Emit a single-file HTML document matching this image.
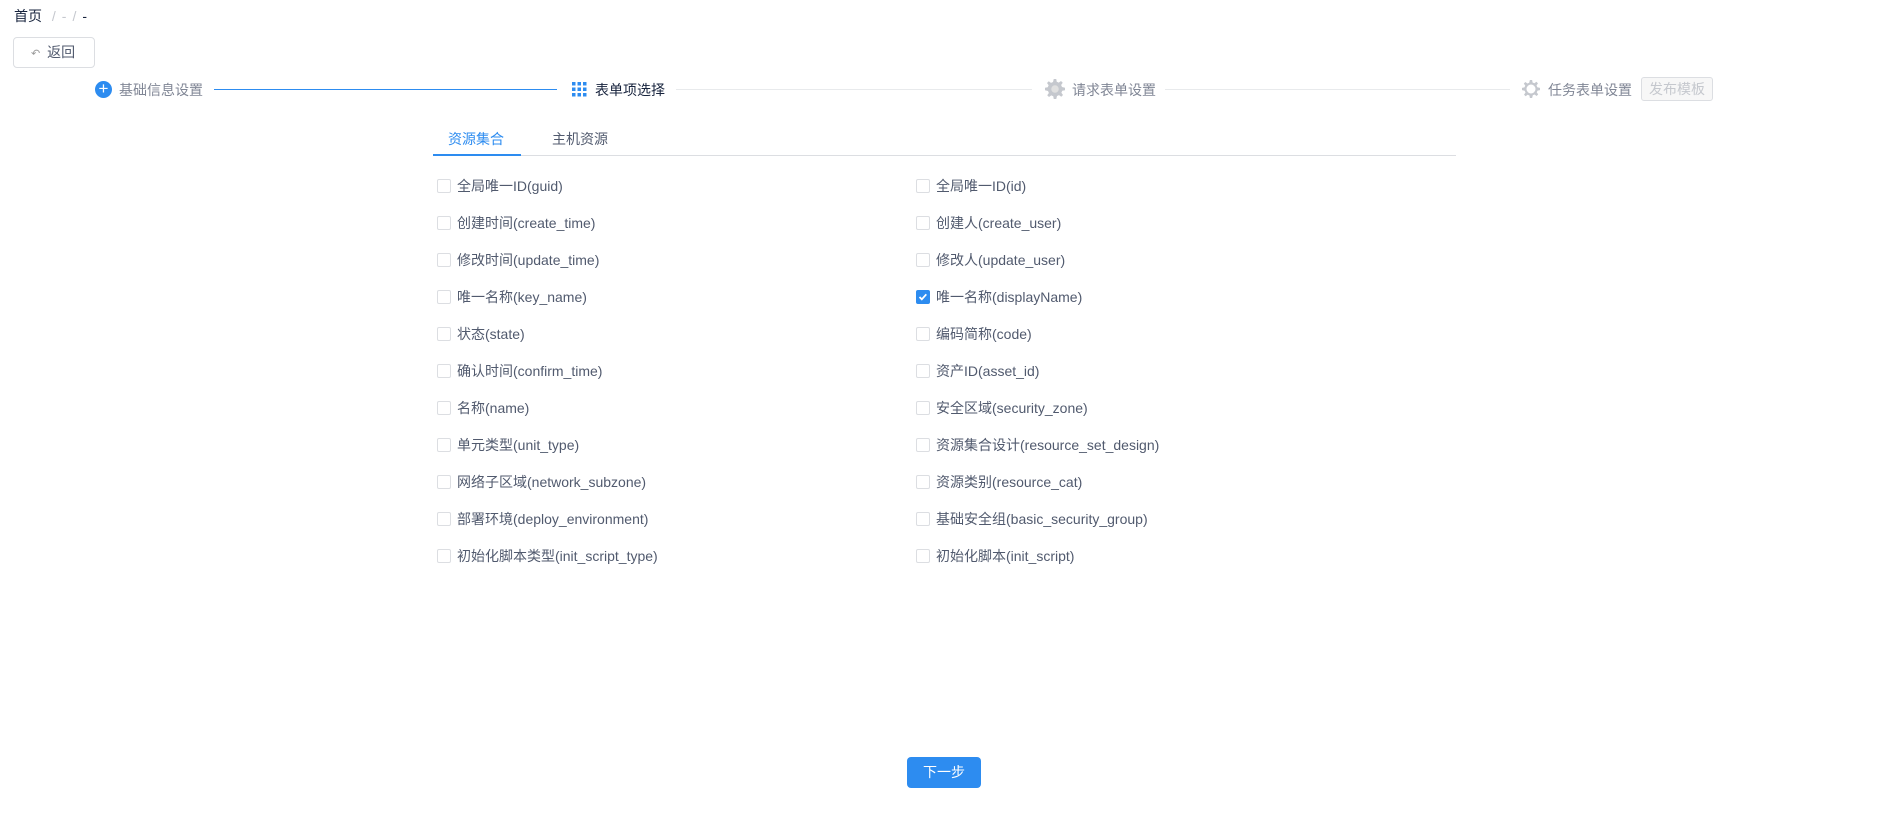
<!DOCTYPE html><html><head><meta charset="utf-8"><style>
body{margin:0;width:1882px;height:814px;background:#fff;font-family:"Liberation Sans","Noto Sans CJK SC",sans-serif;color:#515a6e;font-size:14px;position:relative;overflow:hidden}
.a{position:absolute;white-space:nowrap}
.cb{position:absolute;width:14px;height:14px;border:1px solid #dcdee2;border-radius:2px;background:#fff;box-sizing:border-box}
.cb.on{background:#2d8cf0;border-color:#2d8cf0}
.lb{position:absolute;line-height:16px}
</style></head><body>
<div class="a" style="left:14px;top:6px;color:#17233d">首页 <span style="color:#c5c8ce;margin:0 6px">/</span><span style="color:#c5c8ce">-</span><span style="color:#c5c8ce;margin:0 6px">/</span><span style="color:#17233d">-</span></div>
<div class="a" style="left:13px;top:37px;width:82px;height:31px;border:1px solid #dcdee2;border-radius:4px;box-sizing:border-box;line-height:29px;color:#515a6e"><span style="font-size:11px;color:#999;margin-left:17px">↶</span> <span style="margin-left:3px">返回</span></div>
<!-- steps -->
<div class="a" style="left:95px;top:81px;width:17px;height:17px;border-radius:50%;background:#2d8cf0;color:#fff;font-size:17px;line-height:16px;text-align:center">+</div>
<div class="a" style="left:119px;top:80px;color:#808695">基础信息设置</div>
<div class="a" style="left:214px;top:89px;width:343px;height:1px;background:#2d8cf0"></div>
<svg class="a" style="left:572px;top:82px" width="15" height="15"><g fill="#2d8cf0"><rect x="0" y="0" width="3.5" height="3.5"/><rect x="5.5" y="0" width="3.5" height="3.5"/><rect x="11" y="0" width="3.5" height="3.5"/><rect x="0" y="5.5" width="3.5" height="3.5"/><rect x="5.5" y="5.5" width="3.5" height="3.5"/><rect x="11" y="5.5" width="3.5" height="3.5"/><rect x="0" y="11" width="3.5" height="3.5"/><rect x="5.5" y="11" width="3.5" height="3.5"/><rect x="11" y="11" width="3.5" height="3.5"/></g></svg>
<div class="a" style="left:595px;top:80px;color:#17233d">表单项选择</div>
<div class="a" style="left:676px;top:89px;width:356px;height:1px;background:#e8eaec"></div>
<svg class="a" style="left:1045px;top:79px" width="20" height="20" viewBox="0 0 16 16"><path fill="#c5c8ce" d="M7 0h2l.4 2.2 1.6.7 1.8-1.3 1.4 1.4-1.3 1.8.7 1.6L16 7v2l-2.2.4-.7 1.6 1.3 1.8-1.4 1.4-1.8-1.3-1.6.7L9 16H7l-.4-2.2-1.6-.7-1.8 1.3-1.4-1.4 1.3-1.8-.7-1.6L0 9V7l2.2-.4.7-1.6-1.3-1.8 1.4-1.4 1.8 1.3 1.6-.7z"/><circle cx="8" cy="8" r="3" fill="#e0e0e0"/></svg>
<div class="a" style="left:1072px;top:80px;color:#808695">请求表单设置</div>
<div class="a" style="left:1165px;top:89px;width:345px;height:1px;background:#e8eaec"></div>
<svg class="a" style="left:1522px;top:80px" width="18" height="18" viewBox="0 0 16 16"><path fill="#c5c8ce" d="M7 0h2l.4 2.2 1.6.7 1.8-1.3 1.4 1.4-1.3 1.8.7 1.6L16 7v2l-2.2.4-.7 1.6 1.3 1.8-1.4 1.4-1.8-1.3-1.6.7L9 16H7l-.4-2.2-1.6-.7-1.8 1.3-1.4-1.4 1.3-1.8-.7-1.6L0 9V7l2.2-.4.7-1.6-1.3-1.8 1.4-1.4 1.8 1.3 1.6-.7z"/><circle cx="8" cy="8" r="4" fill="#fff"/></svg>
<div class="a" style="left:1548px;top:80px;color:#808695">任务表单设置</div>
<div class="a" style="left:1641px;top:77px;width:72px;height:24px;border:1px solid #dcdee2;background:#f7f7f7;border-radius:3px;box-sizing:border-box;color:#c5c8ce;font-size:14px;line-height:22px;text-align:center">发布模板</div>
<!-- tabs -->
<div class="a" style="left:448px;top:129px;color:#2d8cf0">资源集合</div>
<div class="a" style="left:552px;top:129px;color:#515a6e">主机资源</div>
<div class="a" style="left:433px;top:155px;width:1023px;height:1px;background:#dcdee2"></div>
<div class="a" style="left:433px;top:154px;width:88px;height:2px;background:#2d8cf0"></div>
<div id="rows"></div>
<div class="a" style="left:907px;top:757px;width:74px;height:31px;background:#2d8cf0;border-radius:4px;color:#fff;text-align:center;line-height:31px">下一步</div>
<script>
var L=["全局唯一ID(guid)","创建时间(create_time)","修改时间(update_time)","唯一名称(key_name)","状态(state)","确认时间(confirm_time)","名称(name)","单元类型(unit_type)","网络子区域(network_subzone)","部署环境(deploy_environment)","初始化脚本类型(init_script_type)"];
var R=["全局唯一ID(id)","创建人(create_user)","修改人(update_user)","唯一名称(displayName)","编码简称(code)","资产ID(asset_id)","安全区域(security_zone)","资源集合设计(resource_set_design)","资源类别(resource_cat)","基础安全组(basic_security_group)","初始化脚本(init_script)"];
var h="";
for(var i=0;i<11;i++){var y=186+i*37.0;
h+='<div class="cb" style="left:437px;top:'+(y-7)+'px"></div><div class="lb" style="left:457px;top:'+(y-8)+'px">'+L[i]+'</div>';
var on=i==3;
h+='<div class="cb'+(on?' on':'')+'" style="left:916px;top:'+(y-7)+'px">'+(on?'<svg width="14" height="14" style="position:absolute;left:-1px;top:-1px"><path d="M3.5 7l2.3 2.3 4.5-5" stroke="#fff" stroke-width="1.8" fill="none"/></svg>':'')+'</div><div class="lb" style="left:936px;top:'+(y-8)+'px">'+R[i]+'</div>';}
document.getElementById("rows").innerHTML=h;
</script>
</body></html>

• • •

* Requirements *
Without including any pictures, reproduce the listing exactly.

* Exercise output *
Emit a single-file HTML document matching this image.
<!DOCTYPE html><html><head><meta charset="utf-8"><style>
body{margin:0;width:1882px;height:814px;background:#fff;font-family:"Liberation Sans","Noto Sans CJK SC",sans-serif;color:#515a6e;font-size:14px;position:relative;overflow:hidden}
.a{position:absolute;white-space:nowrap}
.cb{position:absolute;width:14px;height:14px;border:1px solid #dcdee2;border-radius:2px;background:#fff;box-sizing:border-box}
.cb.on{background:#2d8cf0;border-color:#2d8cf0}
.lb{position:absolute;line-height:16px}
</style></head><body>
<div class="a" style="left:14px;top:6px;color:#17233d">首页 <span style="color:#c5c8ce;margin:0 6px">/</span><span style="color:#c5c8ce">-</span><span style="color:#c5c8ce;margin:0 6px">/</span><span style="color:#17233d">-</span></div>
<div class="a" style="left:13px;top:37px;width:82px;height:31px;border:1px solid #dcdee2;border-radius:4px;box-sizing:border-box;line-height:29px;color:#515a6e"><span style="font-size:11px;color:#999;margin-left:17px">↶</span> <span style="margin-left:3px">返回</span></div>
<!-- steps -->
<div class="a" style="left:95px;top:81px;width:17px;height:17px;border-radius:50%;background:#2d8cf0;color:#fff;font-size:17px;line-height:16px;text-align:center">+</div>
<div class="a" style="left:119px;top:80px;color:#808695">基础信息设置</div>
<div class="a" style="left:214px;top:89px;width:343px;height:1px;background:#2d8cf0"></div>
<svg class="a" style="left:572px;top:82px" width="15" height="15"><g fill="#2d8cf0"><rect x="0" y="0" width="3.5" height="3.5"/><rect x="5.5" y="0" width="3.5" height="3.5"/><rect x="11" y="0" width="3.5" height="3.5"/><rect x="0" y="5.5" width="3.5" height="3.5"/><rect x="5.5" y="5.5" width="3.5" height="3.5"/><rect x="11" y="5.5" width="3.5" height="3.5"/><rect x="0" y="11" width="3.5" height="3.5"/><rect x="5.5" y="11" width="3.5" height="3.5"/><rect x="11" y="11" width="3.5" height="3.5"/></g></svg>
<div class="a" style="left:595px;top:80px;color:#17233d">表单项选择</div>
<div class="a" style="left:676px;top:89px;width:356px;height:1px;background:#e8eaec"></div>
<svg class="a" style="left:1045px;top:79px" width="20" height="20" viewBox="0 0 16 16"><path fill="#c5c8ce" d="M7 0h2l.4 2.2 1.6.7 1.8-1.3 1.4 1.4-1.3 1.8.7 1.6L16 7v2l-2.2.4-.7 1.6 1.3 1.8-1.4 1.4-1.8-1.3-1.6.7L9 16H7l-.4-2.2-1.6-.7-1.8 1.3-1.4-1.4 1.3-1.8-.7-1.6L0 9V7l2.2-.4.7-1.6-1.3-1.8 1.4-1.4 1.8 1.3 1.6-.7z"/><circle cx="8" cy="8" r="3" fill="#e0e0e0"/></svg>
<div class="a" style="left:1072px;top:80px;color:#808695">请求表单设置</div>
<div class="a" style="left:1165px;top:89px;width:345px;height:1px;background:#e8eaec"></div>
<svg class="a" style="left:1522px;top:80px" width="18" height="18" viewBox="0 0 16 16"><path fill="#c5c8ce" d="M7 0h2l.4 2.2 1.6.7 1.8-1.3 1.4 1.4-1.3 1.8.7 1.6L16 7v2l-2.2.4-.7 1.6 1.3 1.8-1.4 1.4-1.8-1.3-1.6.7L9 16H7l-.4-2.2-1.6-.7-1.8 1.3-1.4-1.4 1.3-1.8-.7-1.6L0 9V7l2.2-.4.7-1.6-1.3-1.8 1.4-1.4 1.8 1.3 1.6-.7z"/><circle cx="8" cy="8" r="4" fill="#fff"/></svg>
<div class="a" style="left:1548px;top:80px;color:#808695">任务表单设置</div>
<div class="a" style="left:1641px;top:77px;width:72px;height:24px;border:1px solid #dcdee2;background:#f7f7f7;border-radius:3px;box-sizing:border-box;color:#c5c8ce;font-size:14px;line-height:22px;text-align:center">发布模板</div>
<!-- tabs -->
<div class="a" style="left:448px;top:129px;color:#2d8cf0">资源集合</div>
<div class="a" style="left:552px;top:129px;color:#515a6e">主机资源</div>
<div class="a" style="left:433px;top:155px;width:1023px;height:1px;background:#dcdee2"></div>
<div class="a" style="left:433px;top:154px;width:88px;height:2px;background:#2d8cf0"></div>
<div id="rows"></div>
<div class="a" style="left:907px;top:757px;width:74px;height:31px;background:#2d8cf0;border-radius:4px;color:#fff;text-align:center;line-height:31px">下一步</div>
<script>
var L=["全局唯一ID(guid)","创建时间(create_time)","修改时间(update_time)","唯一名称(key_name)","状态(state)","确认时间(confirm_time)","名称(name)","单元类型(unit_type)","网络子区域(network_subzone)","部署环境(deploy_environment)","初始化脚本类型(init_script_type)"];
var R=["全局唯一ID(id)","创建人(create_user)","修改人(update_user)","唯一名称(displayName)","编码简称(code)","资产ID(asset_id)","安全区域(security_zone)","资源集合设计(resource_set_design)","资源类别(resource_cat)","基础安全组(basic_security_group)","初始化脚本(init_script)"];
var h="";
for(var i=0;i<11;i++){var y=186+i*37.0;
h+='<div class="cb" style="left:437px;top:'+(y-7)+'px"></div><div class="lb" style="left:457px;top:'+(y-8)+'px">'+L[i]+'</div>';
var on=i==3;
h+='<div class="cb'+(on?' on':'')+'" style="left:916px;top:'+(y-7)+'px">'+(on?'<svg width="14" height="14" style="position:absolute;left:-1px;top:-1px"><path d="M3.5 7l2.3 2.3 4.5-5" stroke="#fff" stroke-width="1.8" fill="none"/></svg>':'')+'</div><div class="lb" style="left:936px;top:'+(y-8)+'px">'+R[i]+'</div>';}
document.getElementById("rows").innerHTML=h;
</script>
</body></html>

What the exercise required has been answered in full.